SOURCE EXCERPT =>

________________________

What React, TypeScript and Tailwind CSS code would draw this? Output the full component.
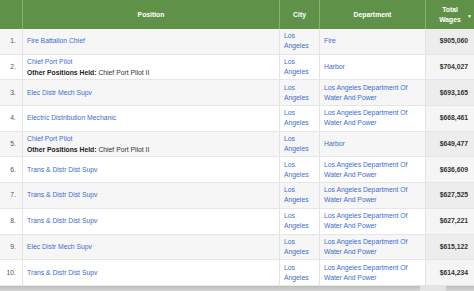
import React from 'react';

type Row = {
  position: string;
  other?: string;
  dept: string;
  wages: string;
};

const rows: Row[] = [
  { position: 'Fire Battalion Chief', dept: 'Fire', wages: '$905,060' },
  { position: 'Chief Port Pilot', other: 'Chief Port Pilot II', dept: 'Harbor', wages: '$704,027' },
  { position: 'Elec Distr Mech Supv', dept: 'Los Angeles Department Of Water And Power', wages: '$693,165' },
  { position: 'Electric Distribution Mechanic', dept: 'Los Angeles Department Of Water And Power', wages: '$668,461' },
  { position: 'Chief Port Pilot', other: 'Chief Port Pilot II', dept: 'Harbor', wages: '$649,477' },
  { position: 'Trans & Distr Dist Supv', dept: 'Los Angeles Department Of Water And Power', wages: '$636,609' },
  { position: 'Trans & Distr Dist Supv', dept: 'Los Angeles Department Of Water And Power', wages: '$627,525' },
  { position: 'Trans & Distr Dist Supv', dept: 'Los Angeles Department Of Water And Power', wages: '$627,221' },
  { position: 'Elec Distr Mech Supv', dept: 'Los Angeles Department Of Water And Power', wages: '$615,122' },
  { position: 'Trans & Distr Dist Supv', dept: 'Los Angeles Department Of Water And Power', wages: '$614,234' },
];

const cols = 'grid grid-cols-[23px_257px_40px_106px_48px]';

function Header() {
  return (
    <div className={`${cols} h-[29px] bg-[#5f9248] text-white font-bold text-[6.8px] leading-[10px]`}>
      <div className="border-r border-[#86b26f]" />
      <div className="flex items-center justify-center border-r border-[#86b26f]">Position</div>
      <div className="flex items-center justify-center border-r border-[#86b26f]">City</div>
      <div className="flex items-center justify-center border-r border-[#86b26f]">Department</div>
      <div className="relative flex items-center justify-center text-center">
        <span>
          Total
          <br />
          Wages
        </span>
        <span className="absolute right-[2px] top-[11px] text-[5px]">▼</span>
      </div>
    </div>
  );
}

function TableRow({ row, index }: { row: Row; index: number }) {
  const odd = index % 2 === 0;
  return (
    <div
      className={`${cols} h-[25.7px] border-b border-[#e6e6e6] ${odd ? 'bg-[#f6f6f6]' : 'bg-white'}`}
    >
      <div className="flex items-center justify-end pr-[6px] text-[#555] border-r border-[#e3e3e3]">
        {index + 1}.
      </div>
      <div className="flex flex-col justify-center pl-[4px] border-r border-[#e3e3e3]">
        <span className="text-[#3d6ccc]">{row.position}</span>
        {row.other && (
          <span className="mt-[1px] text-[#333]">
            <b className="text-[#222]">Other Positions Held:</b> {row.other}
          </span>
        )}
      </div>
      <div className="flex flex-col justify-center pl-[4px] text-[#3d6ccc] border-r border-[#e3e3e3]">
        <span>Los</span>
        <span>Angeles</span>
      </div>
      <div className="flex items-center pl-[4px] pr-[12px] text-[#3d6ccc] border-r border-[#e3e3e3]">
        {row.dept}
      </div>
      <div
        className={`flex items-center justify-end pr-[6px] font-bold text-[#333] ${odd ? 'bg-[#ededed]' : 'bg-[#f5f5f5]'}`}
      >
        {row.wages}
      </div>
    </div>
  );
}

export default function App() {
  return (
    <div
      className="relative h-[291px] w-[474px] overflow-hidden bg-white text-[6.8px] leading-[10px]"
      style={{ fontFamily: '"Liberation Sans", Arial, sans-serif' }}
    >
      <Header />
      {rows.map((row, i) => (
        <TableRow key={i} row={row} index={i} />
      ))}
      {/* horizontal scrollbar strip */}
      <div className="absolute bottom-0 left-0 right-0 h-[5px] bg-gradient-to-b from-[#bdbdbd] to-[#d6d6d6]">
        <div className="absolute left-[420px] top-0 h-full w-[26px] bg-[#e4e4e4]" />
      </div>
    </div>
  );
}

________________________

EXERCISE PROMPT =>
Restate the whole listing above exactly, except for its images.

COMPLETE OUTPUT =>
What React, TypeScript and Tailwind CSS code would draw this? Output the full component.
import React from 'react';

type Row = {
  position: string;
  other?: string;
  dept: string;
  wages: string;
};

const rows: Row[] = [
  { position: 'Fire Battalion Chief', dept: 'Fire', wages: '$905,060' },
  { position: 'Chief Port Pilot', other: 'Chief Port Pilot II', dept: 'Harbor', wages: '$704,027' },
  { position: 'Elec Distr Mech Supv', dept: 'Los Angeles Department Of Water And Power', wages: '$693,165' },
  { position: 'Electric Distribution Mechanic', dept: 'Los Angeles Department Of Water And Power', wages: '$668,461' },
  { position: 'Chief Port Pilot', other: 'Chief Port Pilot II', dept: 'Harbor', wages: '$649,477' },
  { position: 'Trans & Distr Dist Supv', dept: 'Los Angeles Department Of Water And Power', wages: '$636,609' },
  { position: 'Trans & Distr Dist Supv', dept: 'Los Angeles Department Of Water And Power', wages: '$627,525' },
  { position: 'Trans & Distr Dist Supv', dept: 'Los Angeles Department Of Water And Power', wages: '$627,221' },
  { position: 'Elec Distr Mech Supv', dept: 'Los Angeles Department Of Water And Power', wages: '$615,122' },
  { position: 'Trans & Distr Dist Supv', dept: 'Los Angeles Department Of Water And Power', wages: '$614,234' },
];

const cols = 'grid grid-cols-[23px_257px_40px_106px_48px]';

function Header() {
  return (
    <div className={`${cols} h-[29px] bg-[#5f9248] text-white font-bold text-[6.8px] leading-[10px]`}>
      <div className="border-r border-[#86b26f]" />
      <div className="flex items-center justify-center border-r border-[#86b26f]">Position</div>
      <div className="flex items-center justify-center border-r border-[#86b26f]">City</div>
      <div className="flex items-center justify-center border-r border-[#86b26f]">Department</div>
      <div className="relative flex items-center justify-center text-center">
        <span>
          Total
          <br />
          Wages
        </span>
        <span className="absolute right-[2px] top-[11px] text-[5px]">▼</span>
      </div>
    </div>
  );
}

function TableRow({ row, index }: { row: Row; index: number }) {
  const odd = index % 2 === 0;
  return (
    <div
      className={`${cols} h-[25.7px] border-b border-[#e6e6e6] ${odd ? 'bg-[#f6f6f6]' : 'bg-white'}`}
    >
      <div className="flex items-center justify-end pr-[6px] text-[#555] border-r border-[#e3e3e3]">
        {index + 1}.
      </div>
      <div className="flex flex-col justify-center pl-[4px] border-r border-[#e3e3e3]">
        <span className="text-[#3d6ccc]">{row.position}</span>
        {row.other && (
          <span className="mt-[1px] text-[#333]">
            <b className="text-[#222]">Other Positions Held:</b> {row.other}
          </span>
        )}
      </div>
      <div className="flex flex-col justify-center pl-[4px] text-[#3d6ccc] border-r border-[#e3e3e3]">
        <span>Los</span>
        <span>Angeles</span>
      </div>
      <div className="flex items-center pl-[4px] pr-[12px] text-[#3d6ccc] border-r border-[#e3e3e3]">
        {row.dept}
      </div>
      <div
        className={`flex items-center justify-end pr-[6px] font-bold text-[#333] ${odd ? 'bg-[#ededed]' : 'bg-[#f5f5f5]'}`}
      >
        {row.wages}
      </div>
    </div>
  );
}

export default function App() {
  return (
    <div
      className="relative h-[291px] w-[474px] overflow-hidden bg-white text-[6.8px] leading-[10px]"
      style={{ fontFamily: '"Liberation Sans", Arial, sans-serif' }}
    >
      <Header />
      {rows.map((row, i) => (
        <TableRow key={i} row={row} index={i} />
      ))}
      {/* horizontal scrollbar strip */}
      <div className="absolute bottom-0 left-0 right-0 h-[5px] bg-gradient-to-b from-[#bdbdbd] to-[#d6d6d6]">
        <div className="absolute left-[420px] top-0 h-full w-[26px] bg-[#e4e4e4]" />
      </div>
    </div>
  );
}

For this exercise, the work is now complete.